Je laisse ce soin au trésorier de l’ex-comité directeur de l’AMH (NdlR : Association mauricienne de handball), monsieur Burty Caramsing et au directeur du projet des Championnats du monde de Beach Handball des -17 ans, monsieur Jimmy Anthony.
Ne pensez-vous pas avoir fait preuve de naïveté M. Alcindor ? Ne voyant pas arriver les acomptes, vous auriez pu laisser tomber…
Je l’aurais pu. Vous savez, le jour du début de la compétition, j’ai reçu un 2e paiement de l’IHF. Une somme d’environ Rs 3.5M. À ce moment, mes proches et mon comptable m’ont dit de tout arrêter. D’expulser tout le monde, de fermer le catering center. Je serai perdant mais j’aurais limité la casse. Je ne me serai pas retrouvé dans la situation dans laquelle je suis actuellement. Mais, j’ai refusé. Vous vous rendez compte de la catastrophe que cela aurait représenté ; 400 personnes, dont la majorité des mineurs, à la rue. Ç’aurait été inhumain d’agir ainsi. Ce genre de comportement n’est pas dans ma nature. Je pose la question à Monsieur Toussaint et au Premier ministre, qu’est-ce qu’ils auraient fait à ma place ? Considérer que l’argent et mettre 400 étrangers à la rue ou auraient-ils privilégié, comme moi, le côté humain ? Est-ce de la naïveté d’avoir choisi la deuxième option ?
Vous nourrissez des regrets ?
Oui.
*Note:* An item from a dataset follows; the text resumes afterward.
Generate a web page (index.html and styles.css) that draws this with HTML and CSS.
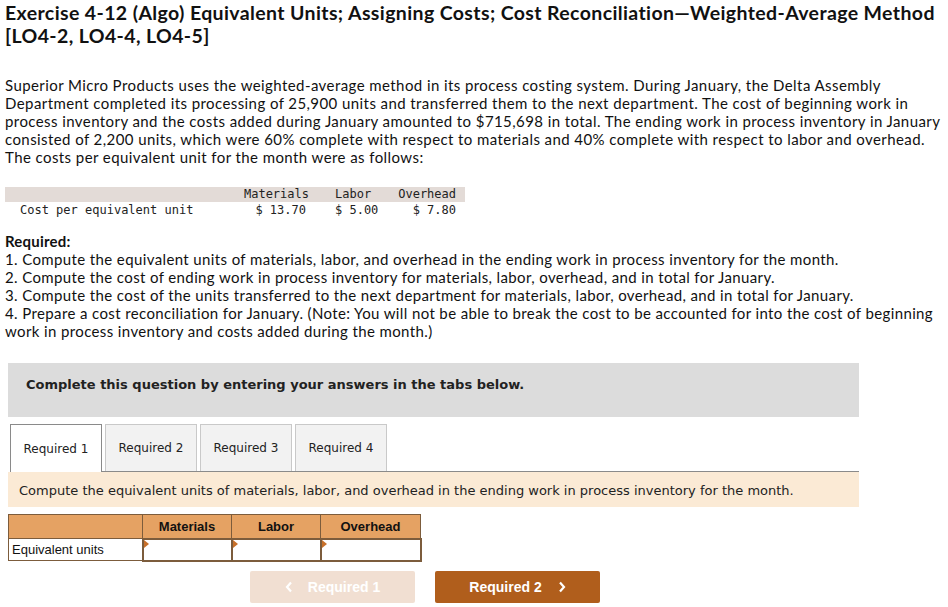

D’avoir cru en Ludovic Carré. Oui, parce que ce cauchemar touche mes proches aussi. C’est ça qui est le plus dur. Mais, d’un autre côté, je me dis que j’ai pris une décision patriotique. En épargnant la honte à notre pays. Il est malheureux qu’on ne le reconnaisse pas.
Dans quel état psychologique êtes-vous ?
Je suis dépressif. Je n’arrive plus à fermer l’œil. Des tonnes de pensées se bousculent dans ma tête.
Pensez-vous pouvoir rebondir ?
J’ai besoin d’aide. Je fais un appel au gouvernement, au premier ministre et le les demande de considérer ce que j’ai fait pour mon pays.